Highlights & Insights¶
- The core idea of "dynamic condensing" aligns with the nature of the attention mechanism: allowing the model to autonomously select information based on current demands.
- Extremely high training efficiency: training on a length of only 8K generalizes to 400K, thanks to the natural extrapolation property of chunk processing.
- Comparison with RefreshKV: RefreshKV refreshes a small KV cache during decoding, while FocusLLM dynamically extracts information at each step—similar philosophies but different implementation paths.
- The dual-loss design reveals two essential capabilities for long context understanding: text continuation capability + information recovery capability.
Limitations & Future Work¶
- Constrained by hardware, the model was only tested up to 400K; the actual upper limit remains unknown.
- The training data size is relatively small (0.5B tokens); scaling up the training data should further improve performance.
- The local context size is fixed, and adaptive adjustment has not been explored.
- Each decoding step requires \(k\) forward passes (though parallelizable), increasing computational overhead.
- Promising Directions: (1) Utilize larger chunk sizes on models with longer inherent contexts (e.g., LLaMA-2-32K); (2) Combine with KV quantization to further reduce overhead; (3) Explore adaptive selection of the number of candidate tokens (some chunks might not require candidate tokens).
Related Work & Insights¶
- Activation Beacon compresses context through beacon tokens, but one-time compression causes information loss.

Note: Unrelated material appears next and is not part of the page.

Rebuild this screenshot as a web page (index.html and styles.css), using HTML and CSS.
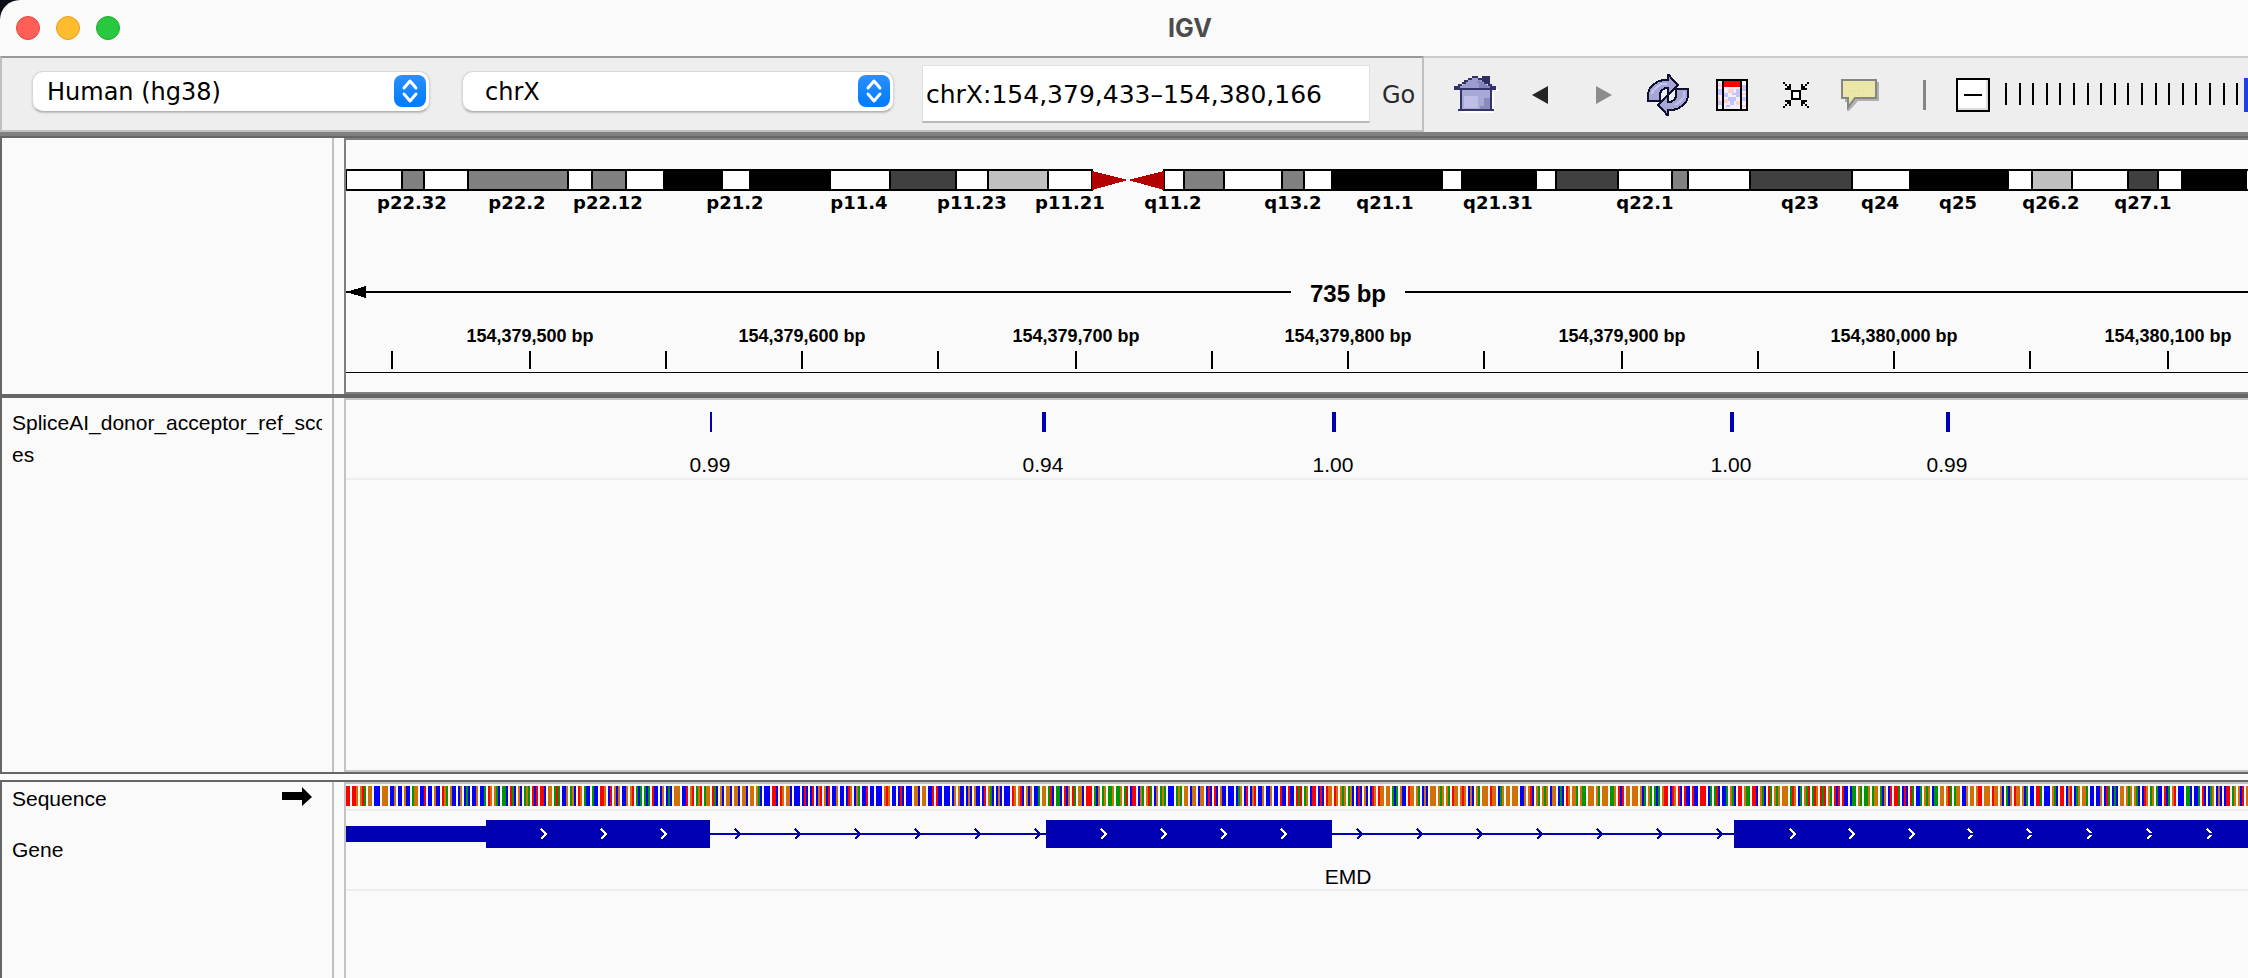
FILE: index.html
```html
<!DOCTYPE html>
<html lang="en">
<head>
<meta charset="utf-8">
<title>IGV</title>
<link rel="stylesheet" href="styles.css">
</head>
<body>
<div class="window">
  <header class="titlebar">
    <div class="lights">
      <button class="light light-close" aria-label="Close"></button>
      <button class="light light-min" aria-label="Minimize"></button>
      <button class="light light-max" aria-label="Zoom"></button>
    </div>
    <h1 class="title">IGV</h1>
  </header>

  <div class="toolbar">
    <form class="locus-bar">
      <div class="picker picker-genome">
        <select class="picker-select" aria-label="Genome"><option>Human (hg38)</option></select>
        <svg class="picker-knob" width="32" height="32" viewBox="0 0 32 32" aria-hidden="true"><path d="M10 13l6-7 6 7M10 19l6 7 6-7"/></svg>
      </div>
      <div class="picker picker-chrom">
        <select class="picker-select" aria-label="Chromosome"><option>chrX</option></select>
        <svg class="picker-knob" width="32" height="32" viewBox="0 0 32 32" aria-hidden="true"><path d="M10 13l6-7 6 7M10 19l6 7 6-7"/></svg>
      </div>
      <input class="locus" type="text" aria-label="Locus" value="chrX:154,379,433–154,380,166">
      <button class="go" type="button">Go</button>
    </form>
    <div class="tools">
      <button class="tool" aria-label="Home">
        <svg width="44" height="38" viewBox="0 0 44 38" shape-rendering="crispEdges">
          <path fill="#fff" d="M6 35h34v2H6zM40 13h4v2h-4zM38 16h2v19h-2z"/>
          <path fill="#9c9cce" d="M18 2h6l4 2 4 4 4 2 6 4H2l4-4 4-2 4-4z"/>
          <path fill="#8484b8" d="M24 4l6 4 6 3 4 3H26z"/>
          <path fill="#2e2e63" d="M28 0h8v10h-2V8h-4V6h-2z"/>
          <path fill="none" stroke="#33336b" stroke-width="2" d="M0 11h6M4 9h4M8 7h4M10 5h4M14 3h4M18 1h6M24 3h4M28 5h2M30 7h4M34 9h4M36 11h6"/>
          <path fill="#a9a9d8" d="M8 14h28v20H8z"/>
          <path fill="#bebee6" d="M10 20h14v12H10z"/>
          <path fill="#8a8abc" d="M30 22h6v12H26v-4h4z"/>
          <path fill="#33336b" d="M0 12h42v2H0zM6 14h2v20H6zM36 14h2v20h-2zM4 33h36v2H4z"/>
        </svg>
      </button>
      <button class="tool" aria-label="Back"><svg width="16" height="18" viewBox="0 0 16 18"><path fill="#252525" d="M16 0v18L0 9z"/></svg></button>
      <button class="tool" aria-label="Forward"><svg width="16" height="18" viewBox="0 0 16 18"><path fill="#8c8c8c" d="M0 0v18l16-9z"/></svg></button>
      <button class="tool" aria-label="Refresh">
        <svg width="42" height="42" viewBox="0 0 42 42" shape-rendering="crispEdges">
          <path fill="#a5a5d6" stroke="#101030" stroke-width="2" d="M1 27V19l2-5 4-4 5-3 5-1h4V1h1l3 4 3 3 3 3-9 9h-1v-6h-3l-4 3-1 3v7z"/>
          <path fill="#c4c4ea" d="M4 18l4-5 6-4h6v2h-5l-6 4-3 5H4z"/>
          <path fill="#a5a5d6" stroke="#101030" stroke-width="2" d="M41 15v8l-2 5-4 4-5 3-5 1h-4v5h-1l-3-4-3-3-3-3 9-9h1v6h3l4-3 1-3v-7z"/>
          <path fill="#bcbce4" d="M36 17h2v6l-3 5-5 3h-4l6-4 4-5z"/>
        </svg>
      </button>
      <button class="tool" aria-label="Define region">
        <svg width="32" height="32" viewBox="0 0 32 32" shape-rendering="crispEdges">
          <path fill="#f4f0fb" d="M0 0h32v32H0z"/>
          <path fill="#c3c3ff" d="M2 10h4v6H2zM2 22h4v4H2zM8 14h4v4H8zM12 18h8v4h-8zM20 10h4v8h-4zM14 22h4v4h-4zM10 26h4v2h-4zM26 6h4v6h-4zM26 18h4v4h-4zM16 14h6v2h-6z"/>
          <path fill="#ffcfcf" d="M2 4h4v4H2zM12 10h6v4h-6zM8 20h4v4H8zM20 22h4v4h-4zM26 14h4v2h-4zM2 18h2v4H2zM26 26h4v2h-4z"/>
          <path fill="#f00" d="M8 2h16v6H8z"/>
          <path fill="none" stroke="#000" stroke-width="2" d="M1 1h30v30H1zM7 1v30M25 1v30"/>
        </svg>
      </button>
      <button class="tool" aria-label="Fit data to window">
        <svg width="26" height="26" viewBox="0 0 26 26" shape-rendering="crispEdges">
          <path fill="#fff" stroke="#000" stroke-width="2" d="M9 9h8v8H9z"/>
          <path id="corner" d="M0 0h2v2H0zM2 2h2v2H2zM4 4h4v2H4zM6 2h2v2H6zM2 6h6v2H2z"/>
          <path d="M26 0h-2v2h2zM24 2h-2v2h2zM22 4h-4v2h4zM20 2h-2v2h2zM24 6h-6v2h6z"/>
          <path d="M0 26h2v-2H0zM2 24h2v-2H2zM4 22h4v-2H4zM6 24h2v-2H6zM2 20h6v-2H2z"/>
          <path d="M26 26h-2v-2h2zM24 24h-2v-2h2zM22 22h-4v-2h4zM20 24h-2v-2h2zM24 20h-6v-2h6z"/>
        </svg>
      </button>
      <button class="tool" aria-label="Show popup text">
        <svg width="38" height="32" viewBox="0 0 38 32">
          <path fill="#b0b0b0" d="M4 3h34v19H17l-9 10H6v-9H4z"/>
          <path fill="#ebe7a9" stroke="#858585" stroke-width="2" d="M1 1h34v18H14l-7 9v-9H1z"/>
          <path stroke="#d9d9b8" stroke-width="1" stroke-dasharray="2 3" d="M7 12h20"/>
        </svg>
      </button>
      <span class="divider"></span>
      <button class="zoom-out" aria-label="Zoom out"></button>
      <svg class="zoom-scale" id="zoom-scale" height="34" aria-hidden="true"></svg>
    </div>
  </div>

  <main class="panels">
    <section class="panel panel-header">
      <div class="names"></div>
      <div class="tracks"><svg id="ruler" class="canvas canvas-ruler"></svg></div>
    </section>
    <section class="panel panel-data">
      <div class="names"><p class="name name-wrap">SpliceAI_donor_acceptor_ref_sco<br>es</p></div>
      <div class="tracks"><svg id="splice" class="canvas canvas-splice"></svg></div>
    </section>
    <section class="panel panel-feature">
      <div class="names">
        <div class="name name-sequence">Sequence
          <svg width="30" height="20" viewBox="0 0 30 20" aria-hidden="true"><path d="M0 5h20V0l10 10-10 9v-6H0z"/></svg>
        </div>
        <p class="name name-gene">Gene</p>
      </div>
      <div class="tracks">
        <svg id="sequence" class="canvas canvas-sequence"></svg>
        <svg id="gene" class="canvas canvas-gene"></svg>
      </div>
    </section>
  </main>
</div>
<script src="tracks.js"></script>
</body>
</html>
```

FILE: styles.css
```css
* { box-sizing: border-box; }

body {
  margin: 0;
  background: #0c0e18;
  font-family: "Liberation Sans", Arial, sans-serif;
  color: #000;
}

.window {
  display: flex;
  flex-direction: column;
  min-height: 100vh;
  overflow: hidden;
  background: #fafafa;
  border-top-left-radius: 20px;
}

button {
  margin: 0;
  padding: 0;
  border: 0;
  background: none;
}

/* Title bar */
.titlebar {
  display: flex;
  align-items: center;
  height: 56px;
  padding-left: 16px;
}
.lights { display: flex; gap: 16px; }
.light {
  width: 24px;
  height: 24px;
  border: 1px solid;
  border-radius: 50%;
}
.light-close { background: #ff5f57; border-color: #e2463f; }
.light-min { background: #febc2e; border-color: #e0a028; }
.light-max { background: #28c840; border-color: #1dab2f; }
.title {
  margin: 0 0 0 1048px;
  font: bold 25px/32px Inter, sans-serif;
  color: #4b4b4b;
}

/* Toolbar */
.toolbar {
  display: flex;
  height: 80px;
  background: #eee;
  border-bottom: 4px solid #808080;
}
.locus-bar {
  display: flex;
  flex: none;
  align-items: flex-start;
  width: 1424px;
  padding: 7px 0 0 30px;
  border: 2px solid #c0c0c0;
  border-top-color: #999;
}
.picker {
  position: relative;
  height: 41px;
  margin-top: 6px;
}
.picker-genome { width: 398px; margin-right: 32px; }
.picker-chrom { width: 432px; margin-right: 28px; }
.picker-select {
  width: 100%;
  height: 100%;
  padding: 1px 40px 0 14px;
  appearance: none;
  border: 1px solid #d8d8d8;
  border-bottom-color: #b4b4b4;
  border-radius: 11px;
  background: #fff;
  box-shadow: 0 1px 2px #0003;
  color: #000;
  font: 24px/38px "DejaVu Sans", sans-serif;
}
.picker-chrom .picker-select { padding-left: 22px; }
.picker-knob {
  position: absolute;
  top: 4px;
  right: 4px;
  border-radius: 8px;
  background: linear-gradient(#2a90ff, #007aff);
  pointer-events: none;
}
.picker-knob path {
  fill: none;
  stroke: #fff;
  stroke-width: 3;
  stroke-linecap: round;
  stroke-linejoin: round;
}
.locus {
  width: 448px;
  height: 58px;
  padding: 2px 3px 0;
  border: 1px solid #e0e0e0;
  border-bottom: 2px solid #b8b8b8;
  background: #fff;
  color: #000;
  font: 25px/40px "DejaVu Sans", sans-serif;
}
.go {
  margin: 12px 0 0 12px;
  color: #2a2a2a;
  font: 24px/36px "DejaVu Sans", sans-serif;
}
.tools {
  display: flex;
  flex: 1;
  align-items: center;
  min-width: 0;
  padding-left: 20px;
  overflow: hidden;
  border-top: 2px solid #ccc;
}
.tool {
  display: flex;
  flex: none;
  align-items: center;
  justify-content: center;
  width: 64px;
  height: 48px;
}
.divider {
  flex: none;
  width: 3px;
  height: 30px;
  margin: 0 30px 0 31px;
  background: #858585;
}
.zoom-out {
  display: flex;
  flex: none;
  align-items: center;
  justify-content: center;
  width: 34px;
  height: 34px;
  border: 2px solid #000;
  background: #fff;
  box-shadow: inset -2px -2px #ddd;
}
.zoom-out::before {
  content: "";
  width: 18px;
  height: 2px;
  background: #000;
}
.zoom-scale {
  flex: 1;
  min-width: 0;
  margin-left: 15px;
}

/* Panels */
.panels {
  display: flex;
  flex: 1;
  flex-direction: column;
  border-top: 2px solid #666;
}
.panel {
  display: grid;
  grid-template-columns: 332px minmax(0, 1fr);
  column-gap: 10px;
  border-left: 2px solid #666;
}
.names {
  border-right: 2px solid #c0c0c0;
}
.tracks {
  border: 2px solid #c4c4c4;
  border-right: 0;
  overflow: hidden;
}
.panel-header .tracks { border-color: #808080; }
.panel-header { height: 256px; }
.panel-data {
  height: 380px;
  border-top: 4px solid #666;
  border-bottom: 2px solid #666;
}
.panel-feature {
  flex: 1;
  margin-top: 6px;
  border-top: 2px solid #666;
}
.panel-feature .tracks { border-bottom: 0; }

.name {
  margin: 0;
  padding: 0 10px;
  font-size: 21px;
  line-height: 32px;
}
.name-wrap {
  width: 320px;
  height: 80px;
  padding: 9px 0 0 10px;
  overflow: hidden;
  white-space: nowrap;
}
.name-sequence {
  display: flex;
  justify-content: space-between;
  height: 52px;
  padding: 1px 20px 0 10px;
}
.name-sequence svg { margin-top: 4px; }

.canvas {
  display: block;
  width: 100%;
  shape-rendering: crispEdges;
}
.canvas-ruler { height: 252px; }
.canvas-splice { height: 80px; border-bottom: 2px solid #eee; }
.canvas-sequence { height: 27px; border-bottom: 2px solid #eee; }
.canvas-gene { height: 80px; border-bottom: 2px solid #eee; }

.canvas text { text-anchor: middle; }
.band-label { font: bold 18px "DejaVu Sans", sans-serif; }
.span-label { font: bold 24px "Liberation Sans", Arial, sans-serif; }
.tick-label { font: bold 18px "Liberation Sans", Arial, sans-serif; }
.feature-label { font: 21px "Liberation Sans", Arial, sans-serif; }
```

FILE: tracks.js
```js
const NS = 'http://www.w3.org/2000/svg';
const BLUE = '#0000b2';

// Left edge of the track area; feature positions are given in window pixels.
const ORIGIN = 346;

function add(svg, tag, attrs, text) {
  const el = document.createElementNS(NS, tag);
  for (const key in attrs) el.setAttribute(key, attrs[key]);
  if (text) el.textContent = text;
  svg.appendChild(el);
}
function rect(svg, x, y, width, height, fill) {
  add(svg, 'rect', { x, y, width, height, fill });
}
function label(svg, x, y, text, cls) {
  add(svg, 'text', { x: x - ORIGIN, y, class: cls }, text);
}

// Zoom slider
const scale = document.getElementById('zoom-scale');
for (let i = 0; i < 18; i++) rect(scale, Math.round(i * 13.6), 5, 2, 22, '#000');
rect(scale, 239, 0, 14, 34, '#1f3fe0');

// Ideogram
const ruler = document.getElementById('ruler');
const W = '#fff', G1 = '#c0c0c0', G2 = '#808080', G3 = '#404040', K = '#000';
const arms = [
  [[346, W], [402, G2], [424, W], [468, G2], [568, W], [592, G2], [626, W], [664, K], [722, W],
   [750, K], [830, W], [890, G3], [956, W], [988, G1], [1048, W], [1092]],
  [[1164, W], [1184, G2], [1224, W], [1282, G2], [1304, W], [1332, K], [1442, W], [1462, K],
   [1536, W], [1556, G3], [1618, W], [1672, G2], [1688, W], [1750, G3], [1852, W], [1910, K],
   [2008, W], [2032, G1], [2072, W], [2128, G3], [2158, W], [2182, K], [2246, W], [2300]]
];
for (const arm of arms) {
  for (let i = 0; i < arm.length - 1; i++) {
    const x = arm[i][0] - ORIGIN;
    add(ruler, 'rect', {
      x, y: 30, width: arm[i + 1][0] - arm[i][0], height: 20,
      fill: arm[i][1], stroke: '#000', 'stroke-width': 2
    });
  }
}
add(ruler, 'path', { d: 'M746 31l36 9-36 10zM818 31l-36 9 36 10z', fill: '#b20000' });

[[412, 'p22.32'], [517, 'p22.2'], [608, 'p22.12'], [735, 'p21.2'], [859, 'p11.4'],
 [972, 'p11.23'], [1070, 'p11.21'], [1173, 'q11.2'], [1293, 'q13.2'], [1385, 'q21.1'],
 [1498, 'q21.31'], [1645, 'q22.1'], [1800, 'q23'], [1880, 'q24'], [1958, 'q25'],
 [2051, 'q26.2'], [2143, 'q27.1']
].forEach(([x, name]) => label(ruler, x, 69, name, 'band-label'));

// Ruler
rect(ruler, 0, 151, 945, 2, '#000');
rect(ruler, 1059, 151, 4000, 2, '#000');
add(ruler, 'path', { d: 'M0 152l20-6v12z' });
label(ruler, 1348, 162, '735 bp', 'span-label');
[392, 530, 666, 802, 938, 1076, 1212, 1348, 1484, 1622, 1758, 1894, 2030, 2168]
  .forEach(x => rect(ruler, x - ORIGIN - 1, 211, 2, 18, '#000'));
[[530, '154,379,500 bp'], [802, '154,379,600 bp'], [1076, '154,379,700 bp'],
 [1348, '154,379,800 bp'], [1622, '154,379,900 bp'], [1894, '154,380,000 bp'],
 [2168, '154,380,100 bp']].forEach(([x, t]) => label(ruler, x, 202, t, 'tick-label'));
rect(ruler, 0, 232, 5000, 1, '#000');

// Splice site scores
const splice = document.getElementById('splice');
[[711, '0.99', 2], [1044, '0.94', 4], [1334, '1.00', 4], [1732, '1.00', 4], [1948, '0.99', 4]]
  .forEach(([x, score, w]) => {
    rect(splice, x - ORIGIN - w / 2, 12, w, 20, BLUE);
    label(splice, x - 1, 72, score, 'feature-label');
  });

// Reference sequence
const bases = `TTTTGGTAGGCCCGGGCCGCCGCCAGGCCTCCGCCTGAGCCCGCACCCGCC
  ATGGACAACTACGCAGATCTTTCGGATACCGAGCTGACCACCTTGCTGCGCCGGTACAACATCCCGCACGGGCCTGTAGTAG
  GTACGCGGCGGCGGCGGGACCCCTTCTGGGCCCCCTCCTCGTGCTCCGCCCTGCGACCTCCCCCGTGCCCTCCCCG
  GCGGCCTTCCCCCCGGCCCGCGCCCTGACCGCCCCTGGTCGCGCCAG
  GATCAACTCGTAGGCTTTACGAGAAGAAGATCTTCGAGTACGAGACCCAGAGGCGGCGGCTCTCGCCCCCCAGCTCGTCCGCCGCCTCCTCCTATAGCTTCTCTG
  GTGGAGAGCCTCGCCTGTGGGGACAGCCTGGGACGCGGGGAGGATGGGTGCGCGAGGGTGGCAGGGGGGCCGGTCGAG
  AGCGGCACTGGGAGAAGGGGAGGGAAGTCTGGGGGGCAGAACAGTTCTGTCTCCTCCTTTCAATCCCAG
  ACTTGAATTCGACTAGAGGGGATGCAGATATGTATGATCTTCCCAAGAAAGAGGACGCTTTACTCTACCAGAGCAAGG
  GTAAGGCCGGGGTTGGGTGGGCACGTGGGCACCTTACCCGACTTCGTCAGGGACCCCGCTACACGGGAGGACCTGAGACCTCAGTCCCAACCCATCCAGCGCCTTAGGCTGACCTGA`
  .replace(/\s+/g, '');
const BASE_COLORS = { A: '#009600', C: '#0000ff', G: '#d17105', T: '#ff0000' };
const sequence = document.getElementById('sequence');
[...bases].forEach((base, i) => {
  rect(sequence, 2 * Math.floor(i * 1.3646 + 0.36), 2, 2, 20, BASE_COLORS[base]);
});

// Gene model
const gene = document.getElementById('gene');
rect(gene, 0, 22, 1400, 2, BLUE);
rect(gene, 0, 15, 140, 16, BLUE);
[[486, 710], [1046, 1332], [1734, 3000]]
  .forEach(([a, b]) => rect(gene, a - ORIGIN, 9, b - a, 28, BLUE));
function chevron(x, color) {
  add(gene, 'path', {
    d: `M${x - ORIGIN} 18l5 5-5 5`, fill: 'none', stroke: color, 'stroke-width': 2
  });
}
[541, 601, 661, 1101, 1161, 1221, 1281, 1790, 1849, 1909, 1968, 2027, 2087, 2147, 2207]
  .forEach(x => chevron(x, '#fff'));
[735, 795, 855, 915, 975, 1035, 1357, 1417, 1477, 1537, 1597, 1657, 1717]
  .forEach(x => chevron(x, BLUE));
rect(gene, 1621, 22, 1500, 2, BLUE);
label(gene, 1348, 73, 'EMD', 'feature-label');
```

- CEPE uses a small encoder to chunk-encode long documents and fuses them into the decoder via cross-attention, but memory does not extrapolate.
- AutoCompressor recursively compresses context, but perplexity (PPL) explodes on long sequences.
- InfLLM stores processed contexts in a memory unit and retrieves them using attention scores, which is conceptually similar but FocusLLM is more end-to-end.
Rating¶
- Novelty: ⭐⭐⭐⭐ The combined design of dynamic prompting, candidate tokens, and parallel decoding is novel, although the general framework of chunking and compression is not.
- Experimental Thoroughness: ⭐⭐⭐⭐⭐ Comprehensive coverage across Language Modeling, LongBench, ∞-Bench, and Passkey Retrieval, with thorough ablation analysis and intuitive visualizations.
- Writing Quality: ⭐⭐⭐⭐ The architecture diagram is clear, and the method description is systematic, though the abundance of equations may increase the reading burden.
- Value: ⭐⭐⭐⭐⭐ High training efficiency, strong performance, and scalability up to 400K provide extremely high practical value.